In October of 2015 my son and his mother went to Japan for a holiday for about a month. This holiday was extended to 3 months. They had return tickets. At the end of the 3 months the mother refused to return with our son to Australia. She prevented me returning with him to Australia by withholding his travel documents. She retained him in Japan without consent. This is child abduction. I attempted to use the Hague Convention to have my son returned to his home in Australia. However, this failed.
The Osaka family court ruled that:
- My son’s place of habitual residence was Australia prior to the holiday, and
- I had given consent for him to stay and live in Japan without me
I submitted to the court unequivocal evidence in the form of instant messages which I had sent to the mother saying that they must return as originally planned. Unfortunately, the judges of the Osaka Family Court ignored this evidence.
I appealed to the Osaka High Court. They ruled that:
- My son’s place of habitual residence was never Australia prior to the holiday to Japan
The Osaka High Court ignored that fact that my family had settled and lived in Australia for over 12 months prior to the holiday. They ignored that my son and his mother went to Japan only on a holiday.
The Osaka High Court denied my appeal.
The Japanese Hague courts legitimise international parental child abduction under the treaty which was designed to prevent such an act occurring. The Australian Government has been silently monitoring this issue. However, monitoring the situation by definition does not change it.
Since January 2016, my son has only been allowed to spend a total of 4 hours face to face time with me (over 3 separate visits in Japan). 2 hours of this has been at train stations in Japan. All aspects of these visits have been dictated by his mother.
Since January 2016, my son has been denied contact with his extended family.

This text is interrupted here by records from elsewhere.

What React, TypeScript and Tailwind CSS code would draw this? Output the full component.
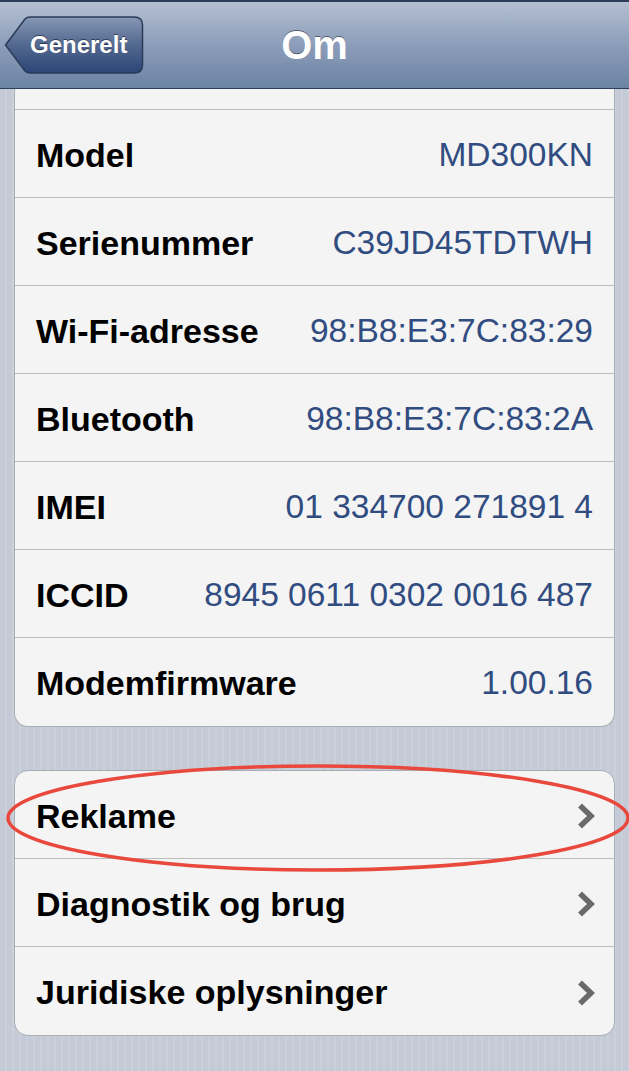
import React from "react";

const font = { fontFamily: '"Liberation Sans", Arial, Helvetica, sans-serif' };

// rækker i første gruppe
const infoRows = [
  { label: "Model", value: "MD300KN" },
  { label: "Serienummer", value: "C39JD45TDTWH" },
  { label: "Wi-Fi-adresse", value: "98:B8:E3:7C:83:29" },
  { label: "Bluetooth", value: "98:B8:E3:7C:83:2A" },
  { label: "IMEI", value: "01 334700 271891 4" },
  { label: "ICCID", value: "8945 0611 0302 0016 487" },
  { label: "Modemfirmware", value: "1.00.16" },
];

const linkRows = ["Reklame", "Diagnostik og brug", "Juridiske oplysninger"];

function Chevron() {
  return (
    <svg width="18" height="26" viewBox="0 0 18 26" className="shrink-0">
      <path d="M3 2.5 L14 13 L3 23.5" fill="none" stroke="#6a6a6a" strokeWidth="5.5" strokeLinejoin="miter" />
    </svg>
  );
}

function BackButton() {
  return (
    <div className="relative h-[58px] w-[140px]">
      <svg className="absolute inset-0" width="140" height="58" viewBox="0 0 140 58">
        <defs>
          <linearGradient id="bb" x1="0" y1="0" x2="0" y2="1">
            <stop offset="0" stopColor="#8597b4" />
            <stop offset="0.5" stopColor="#53688f" />
            <stop offset="1" stopColor="#2b4576" />
          </linearGradient>
        </defs>
        <path
          d="M1.5 29 L21 3 Q23 1 26 1 L130 1 Q138.5 1 138.5 9 L138.5 49 Q138.5 57 130 57 L26 57 Q23 57 21 55 Z"
          fill="url(#bb)"
          stroke="#2a3a58"
          strokeWidth="1.5"
        />
      </svg>
      <div className="relative flex h-full items-center pl-[26px] pr-[14px]">
        <span
          className="text-[24px] font-bold text-white [text-shadow:0_-1px_0_rgba(0,0,0,0.5)]"
          style={font}
        >
          Generelt
        </span>
      </div>
    </div>
  );
}

export default function App() {
  return (
    <div
      className="relative min-h-[1071px] w-[629px] overflow-hidden bg-[repeating-linear-gradient(90deg,#c4cbd6_0px,#c4cbd6_5px,#cad1db_5px,#cad1db_7px)]"
      style={font}
    >
      {/* Navigationslinje */}
      <div className="relative flex h-[89px] items-center border-t-2 border-b border-t-[#2c3d5b] border-b-[#2e3f5e] bg-[linear-gradient(180deg,#b4c0d1_0%,#8c9dba_50%,#6c83a3_100%)] px-[4px]">
        <BackButton />
        <div className="absolute inset-0 flex items-center justify-center">
          <span className="text-[40px] font-bold text-white [text-shadow:0_-1px_0_rgba(0,0,0,0.45)]">Om</span>
        </div>
      </div>

      {/* Første gruppe */}
      <div className="mx-[14px] overflow-hidden rounded-b-[14px] border-x border-b border-[#a9adb5] bg-[#f4f4f4]">
        <div className="h-[21px] border-b border-[#bcbcbc]" />
        {infoRows.map((row, i) => (
          <div
            key={row.label}
            className={`flex h-[88px] items-center justify-between px-[21px] pt-[3px] ${
              i < infoRows.length - 1 ? "border-b border-[#bcbcbc]" : ""
            }`}
          >
            <span className="text-[34px] font-bold text-black">{row.label}</span>
            <span className="text-[33.5px] text-[#314c80]">{row.value}</span>
          </div>
        ))}
      </div>

      {/* Anden gruppe */}
      <div className="mx-[14px] mt-[43px] overflow-hidden rounded-[14px] border border-[#a9adb5] bg-[#f4f4f4]">
        {linkRows.map((label, i) => (
          <div
            key={label}
            className={`flex h-[88px] items-center justify-between pl-[21px] pr-[19px] pt-[3px] ${
              i < linkRows.length - 1 ? "border-b border-[#bcbcbc]" : ""
            }`}
          >
            <span className="text-[34px] font-bold text-black">{label}</span>
            <Chevron />
          </div>
        ))}
      </div>

      {/* Rød markering */}
      <svg className="pointer-events-none absolute left-0 top-0" width="629" height="1071">
        <ellipse cx="318" cy="818" rx="310" ry="52" fill="none" stroke="#e9483d" strokeWidth="3.5" />
      </svg>
    </div>
  );
}
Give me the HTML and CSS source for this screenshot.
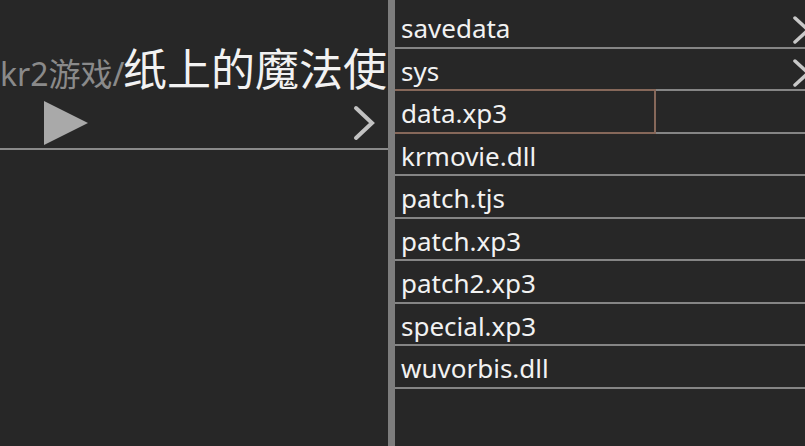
FILE: index.html
```html
<!DOCTYPE html>
<html>
<head>
<meta charset="utf-8">
<link rel="stylesheet" href="styles.css">
</head>
<body>
<div class="screen">
  <div class="left">
    <div class="path">
      <span class="path-parent">kr2游戏/</span><span class="path-current">纸上的魔法使</span>
    </div>
    <div class="controls">
      <svg class="play" width="44" height="44" viewBox="0 0 44 44"><polygon points="0,0 44,22 0,44" fill="#a9a9a9"/></svg>
      <svg class="next" width="22" height="36" viewBox="0 0 22 36"><polyline points="3,3 19,18 3,33" fill="none" stroke="#c2c2c2" stroke-width="4" stroke-linecap="round" stroke-linejoin="miter"/></svg>
    </div>
  </div>
  <div class="divider"></div>
  <div class="right">
    <div class="row"><span class="name">savedata</span><svg class="dir" width="22" height="30" viewBox="0 0 22 30"><polyline points="3,3 16,15 3,27" fill="none" stroke="#c8c8c8" stroke-width="3.5" stroke-linecap="round"/></svg></div>
    <div class="row"><span class="name">sys</span><svg class="dir" width="22" height="30" viewBox="0 0 22 30"><polyline points="3,3 16,15 3,27" fill="none" stroke="#c8c8c8" stroke-width="3.5" stroke-linecap="round"/></svg></div>
    <div class="row selected"><span class="name">data.xp3</span><span class="focus"></span></div>
    <div class="row"><span class="name">krmovie.dll</span></div>
    <div class="row"><span class="name">patch.tjs</span></div>
    <div class="row"><span class="name">patch.xp3</span></div>
    <div class="row"><span class="name">patch2.xp3</span></div>
    <div class="row"><span class="name">special.xp3</span></div>
    <div class="row"><span class="name">wuvorbis.dll</span></div>
  </div>
</div>
</body>
</html>
```
FILE: styles.css
```css
html, body {
  margin: 0;
  padding: 0;
  background: #272727;
}
.screen {
  width: 805px;
  height: 446px;
  display: flex;
  overflow: hidden;
  background: #272727;
  font-family: "Noto Sans", "Noto Sans CJK SC", sans-serif;
}
.left {
  width: 388px;
  flex: none;
  display: flex;
  flex-direction: column;
  overflow: hidden;
}
.path {
  height: 98px;
  display: flex;
  align-items: baseline;
  justify-content: flex-start;
  white-space: nowrap;
  box-sizing: border-box;
  padding-top: 42px;
  line-height: 50px;
  overflow: hidden;
}
.path-parent {
  flex: none;
  width: 123px;
  font-size: 32px;
  color: #8a8a8a;
  font-family: "Noto Sans", "Noto Sans CJK SC", sans-serif;
}
.path-current {
  flex: none;
  font-size: 44px;
  color: #f2f2f2;
  font-family: "Noto Sans CJK SC", sans-serif;
}
.controls {
  height: 50px;
  display: flex;
  align-items: center;
  justify-content: space-between;
  padding-left: 44px;
  padding-right: 13px;
  border-bottom: 2px solid #8a8a8a;
}
.play, .next {
  display: block;
}
.divider {
  width: 7px;
  flex: none;
  background: #7d7d7d;
}
.right {
  flex: 1;
  padding-top: 6px;
  overflow: hidden;
}
.row {
  position: relative;
  height: 40.5px;
  border-bottom: 2px solid #858585;
  display: flex;
  align-items: flex-start;
  justify-content: space-between;
  box-sizing: content-box;
}
.name {
  display: block;
  margin-left: 6px;
  padding-top: 5px;
  font-size: 26px;
  line-height: 34px;
  color: #f2f2f2;
}
.dir {
  display: block;
  margin-top: 9px;
  margin-right: -9px;
  flex: none;
}
.focus {
  position: absolute;
  left: -10px;
  top: -2px;
  bottom: -2px;
  width: 271px;
  box-sizing: border-box;
  border: 2px solid #86685a;
}
```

There is no legal recourse for parental child abduction in Japan because there are no actual laws protecting the rights of the child to have both parents, and families in their life. The Japanese legal system defaults to treating children as objects or property. Japan has absolutely no means of protecting the rights of the child.
Retaining a child overseas without the consent of both parents must be recognised as a criminal act under Australian Law. It is child abduction plain and simple. The abducting parent is denying the child their right to have:
- meaningful and loving relationships with both their parents
- meaningful and loving relationships with their whole family
- strong connections to their languages and cultures
Australia must not rely on other countries domestic laws or their compliance in following international agreements such as the Hague Convention. I call on the Attorney-General Christian Porter and the Prime Minister Malcolm Turnbull to help protect the rights of all children in Australia. Please strengthen Australian laws to stop international child abduction.